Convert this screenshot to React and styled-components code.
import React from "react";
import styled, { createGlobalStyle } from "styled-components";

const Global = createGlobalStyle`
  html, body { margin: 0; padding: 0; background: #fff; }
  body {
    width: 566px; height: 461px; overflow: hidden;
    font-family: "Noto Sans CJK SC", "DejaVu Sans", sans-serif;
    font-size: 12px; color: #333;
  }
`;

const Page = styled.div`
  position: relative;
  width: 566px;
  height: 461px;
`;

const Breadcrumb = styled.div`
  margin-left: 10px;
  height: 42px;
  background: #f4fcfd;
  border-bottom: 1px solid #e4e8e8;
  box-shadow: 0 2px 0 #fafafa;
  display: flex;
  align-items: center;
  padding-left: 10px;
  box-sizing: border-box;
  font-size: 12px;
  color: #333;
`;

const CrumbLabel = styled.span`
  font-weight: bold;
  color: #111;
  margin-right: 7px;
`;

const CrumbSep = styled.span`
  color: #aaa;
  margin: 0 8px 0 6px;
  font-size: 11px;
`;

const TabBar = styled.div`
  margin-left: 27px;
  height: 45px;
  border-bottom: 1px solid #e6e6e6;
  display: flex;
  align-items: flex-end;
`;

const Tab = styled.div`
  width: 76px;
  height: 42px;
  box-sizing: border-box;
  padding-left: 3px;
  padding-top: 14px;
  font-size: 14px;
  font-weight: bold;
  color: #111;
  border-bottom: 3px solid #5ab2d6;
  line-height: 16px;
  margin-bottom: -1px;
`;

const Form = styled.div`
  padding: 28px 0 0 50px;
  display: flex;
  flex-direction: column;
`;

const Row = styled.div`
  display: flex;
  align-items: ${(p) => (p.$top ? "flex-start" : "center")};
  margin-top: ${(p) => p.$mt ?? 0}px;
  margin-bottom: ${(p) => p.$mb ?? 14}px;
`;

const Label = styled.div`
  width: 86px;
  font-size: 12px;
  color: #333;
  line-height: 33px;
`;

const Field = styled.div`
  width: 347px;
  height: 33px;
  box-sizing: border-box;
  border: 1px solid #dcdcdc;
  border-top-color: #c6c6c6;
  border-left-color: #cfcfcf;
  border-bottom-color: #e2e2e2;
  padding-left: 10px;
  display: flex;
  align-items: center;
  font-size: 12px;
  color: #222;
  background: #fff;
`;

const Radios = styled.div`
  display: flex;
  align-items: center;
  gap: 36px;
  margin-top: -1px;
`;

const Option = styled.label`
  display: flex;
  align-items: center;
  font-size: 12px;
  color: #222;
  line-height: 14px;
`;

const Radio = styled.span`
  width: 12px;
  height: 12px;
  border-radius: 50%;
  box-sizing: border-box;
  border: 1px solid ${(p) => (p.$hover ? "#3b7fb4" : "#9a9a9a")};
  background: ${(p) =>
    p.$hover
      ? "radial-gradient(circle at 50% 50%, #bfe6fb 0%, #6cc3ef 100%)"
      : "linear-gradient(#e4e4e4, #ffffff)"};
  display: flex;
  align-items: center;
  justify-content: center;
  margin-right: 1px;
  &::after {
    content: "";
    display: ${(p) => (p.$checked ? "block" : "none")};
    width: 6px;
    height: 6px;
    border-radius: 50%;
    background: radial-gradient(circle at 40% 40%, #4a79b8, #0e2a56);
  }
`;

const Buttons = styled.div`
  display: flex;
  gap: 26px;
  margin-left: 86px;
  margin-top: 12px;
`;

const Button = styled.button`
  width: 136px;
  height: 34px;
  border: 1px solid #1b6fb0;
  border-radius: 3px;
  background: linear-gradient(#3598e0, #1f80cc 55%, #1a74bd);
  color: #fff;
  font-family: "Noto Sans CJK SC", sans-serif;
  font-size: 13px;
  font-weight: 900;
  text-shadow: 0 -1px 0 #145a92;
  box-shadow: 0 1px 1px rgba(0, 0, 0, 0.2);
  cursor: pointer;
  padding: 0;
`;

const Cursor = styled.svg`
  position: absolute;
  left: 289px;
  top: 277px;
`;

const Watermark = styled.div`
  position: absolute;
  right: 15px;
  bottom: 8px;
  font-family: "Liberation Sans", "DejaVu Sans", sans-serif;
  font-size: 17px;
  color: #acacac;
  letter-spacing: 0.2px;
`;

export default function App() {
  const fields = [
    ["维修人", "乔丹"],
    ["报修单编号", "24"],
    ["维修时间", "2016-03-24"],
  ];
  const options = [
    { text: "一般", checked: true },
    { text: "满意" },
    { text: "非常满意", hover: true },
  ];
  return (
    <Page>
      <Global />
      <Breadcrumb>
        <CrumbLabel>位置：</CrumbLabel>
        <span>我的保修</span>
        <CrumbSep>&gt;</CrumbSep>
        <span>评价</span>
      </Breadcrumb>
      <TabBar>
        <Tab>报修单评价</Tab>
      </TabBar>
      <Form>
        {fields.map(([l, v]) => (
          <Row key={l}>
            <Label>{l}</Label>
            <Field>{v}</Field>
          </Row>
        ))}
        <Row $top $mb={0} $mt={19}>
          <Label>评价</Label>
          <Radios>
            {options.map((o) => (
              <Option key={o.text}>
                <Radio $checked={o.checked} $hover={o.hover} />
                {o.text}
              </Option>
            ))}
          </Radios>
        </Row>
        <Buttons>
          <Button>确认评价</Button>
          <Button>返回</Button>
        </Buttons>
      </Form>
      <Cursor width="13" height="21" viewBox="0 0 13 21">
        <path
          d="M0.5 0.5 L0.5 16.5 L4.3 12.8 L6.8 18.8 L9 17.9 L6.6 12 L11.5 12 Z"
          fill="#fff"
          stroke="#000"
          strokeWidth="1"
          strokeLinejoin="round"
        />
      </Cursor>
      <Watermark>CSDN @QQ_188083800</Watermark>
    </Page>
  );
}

> [PROBLEM]
From the preceding material, extract every line exactly.

> [THE REPLY]
Convert this screenshot to React and styled-components code.
import React from "react";
import styled, { createGlobalStyle } from "styled-components";

const Global = createGlobalStyle`
  html, body { margin: 0; padding: 0; background: #fff; }
  body {
    width: 566px; height: 461px; overflow: hidden;
    font-family: "Noto Sans CJK SC", "DejaVu Sans", sans-serif;
    font-size: 12px; color: #333;
  }
`;

const Page = styled.div`
  position: relative;
  width: 566px;
  height: 461px;
`;

const Breadcrumb = styled.div`
  margin-left: 10px;
  height: 42px;
  background: #f4fcfd;
  border-bottom: 1px solid #e4e8e8;
  box-shadow: 0 2px 0 #fafafa;
  display: flex;
  align-items: center;
  padding-left: 10px;
  box-sizing: border-box;
  font-size: 12px;
  color: #333;
`;

const CrumbLabel = styled.span`
  font-weight: bold;
  color: #111;
  margin-right: 7px;
`;

const CrumbSep = styled.span`
  color: #aaa;
  margin: 0 8px 0 6px;
  font-size: 11px;
`;

const TabBar = styled.div`
  margin-left: 27px;
  height: 45px;
  border-bottom: 1px solid #e6e6e6;
  display: flex;
  align-items: flex-end;
`;

const Tab = styled.div`
  width: 76px;
  height: 42px;
  box-sizing: border-box;
  padding-left: 3px;
  padding-top: 14px;
  font-size: 14px;
  font-weight: bold;
  color: #111;
  border-bottom: 3px solid #5ab2d6;
  line-height: 16px;
  margin-bottom: -1px;
`;

const Form = styled.div`
  padding: 28px 0 0 50px;
  display: flex;
  flex-direction: column;
`;

const Row = styled.div`
  display: flex;
  align-items: ${(p) => (p.$top ? "flex-start" : "center")};
  margin-top: ${(p) => p.$mt ?? 0}px;
  margin-bottom: ${(p) => p.$mb ?? 14}px;
`;

const Label = styled.div`
  width: 86px;
  font-size: 12px;
  color: #333;
  line-height: 33px;
`;

const Field = styled.div`
  width: 347px;
  height: 33px;
  box-sizing: border-box;
  border: 1px solid #dcdcdc;
  border-top-color: #c6c6c6;
  border-left-color: #cfcfcf;
  border-bottom-color: #e2e2e2;
  padding-left: 10px;
  display: flex;
  align-items: center;
  font-size: 12px;
  color: #222;
  background: #fff;
`;

const Radios = styled.div`
  display: flex;
  align-items: center;
  gap: 36px;
  margin-top: -1px;
`;

const Option = styled.label`
  display: flex;
  align-items: center;
  font-size: 12px;
  color: #222;
  line-height: 14px;
`;

const Radio = styled.span`
  width: 12px;
  height: 12px;
  border-radius: 50%;
  box-sizing: border-box;
  border: 1px solid ${(p) => (p.$hover ? "#3b7fb4" : "#9a9a9a")};
  background: ${(p) =>
    p.$hover
      ? "radial-gradient(circle at 50% 50%, #bfe6fb 0%, #6cc3ef 100%)"
      : "linear-gradient(#e4e4e4, #ffffff)"};
  display: flex;
  align-items: center;
  justify-content: center;
  margin-right: 1px;
  &::after {
    content: "";
    display: ${(p) => (p.$checked ? "block" : "none")};
    width: 6px;
    height: 6px;
    border-radius: 50%;
    background: radial-gradient(circle at 40% 40%, #4a79b8, #0e2a56);
  }
`;

const Buttons = styled.div`
  display: flex;
  gap: 26px;
  margin-left: 86px;
  margin-top: 12px;
`;

const Button = styled.button`
  width: 136px;
  height: 34px;
  border: 1px solid #1b6fb0;
  border-radius: 3px;
  background: linear-gradient(#3598e0, #1f80cc 55%, #1a74bd);
  color: #fff;
  font-family: "Noto Sans CJK SC", sans-serif;
  font-size: 13px;
  font-weight: 900;
  text-shadow: 0 -1px 0 #145a92;
  box-shadow: 0 1px 1px rgba(0, 0, 0, 0.2);
  cursor: pointer;
  padding: 0;
`;

const Cursor = styled.svg`
  position: absolute;
  left: 289px;
  top: 277px;
`;

const Watermark = styled.div`
  position: absolute;
  right: 15px;
  bottom: 8px;
  font-family: "Liberation Sans", "DejaVu Sans", sans-serif;
  font-size: 17px;
  color: #acacac;
  letter-spacing: 0.2px;
`;

export default function App() {
  const fields = [
    ["维修人", "乔丹"],
    ["报修单编号", "24"],
    ["维修时间", "2016-03-24"],
  ];
  const options = [
    { text: "一般", checked: true },
    { text: "满意" },
    { text: "非常满意", hover: true },
  ];
  return (
    <Page>
      <Global />
      <Breadcrumb>
        <CrumbLabel>位置：</CrumbLabel>
        <span>我的保修</span>
        <CrumbSep>&gt;</CrumbSep>
        <span>评价</span>
      </Breadcrumb>
      <TabBar>
        <Tab>报修单评价</Tab>
      </TabBar>
      <Form>
        {fields.map(([l, v]) => (
          <Row key={l}>
            <Label>{l}</Label>
            <Field>{v}</Field>
          </Row>
        ))}
        <Row $top $mb={0} $mt={19}>
          <Label>评价</Label>
          <Radios>
            {options.map((o) => (
              <Option key={o.text}>
                <Radio $checked={o.checked} $hover={o.hover} />
                {o.text}
              </Option>
            ))}
          </Radios>
        </Row>
        <Buttons>
          <Button>确认评价</Button>
          <Button>返回</Button>
        </Buttons>
      </Form>
      <Cursor width="13" height="21" viewBox="0 0 13 21">
        <path
          d="M0.5 0.5 L0.5 16.5 L4.3 12.8 L6.8 18.8 L9 17.9 L6.6 12 L11.5 12 Z"
          fill="#fff"
          stroke="#000"
          strokeWidth="1"
          strokeLinejoin="round"
        />
      </Cursor>
      <Watermark>CSDN @QQ_188083800</Watermark>
    </Page>
  );
}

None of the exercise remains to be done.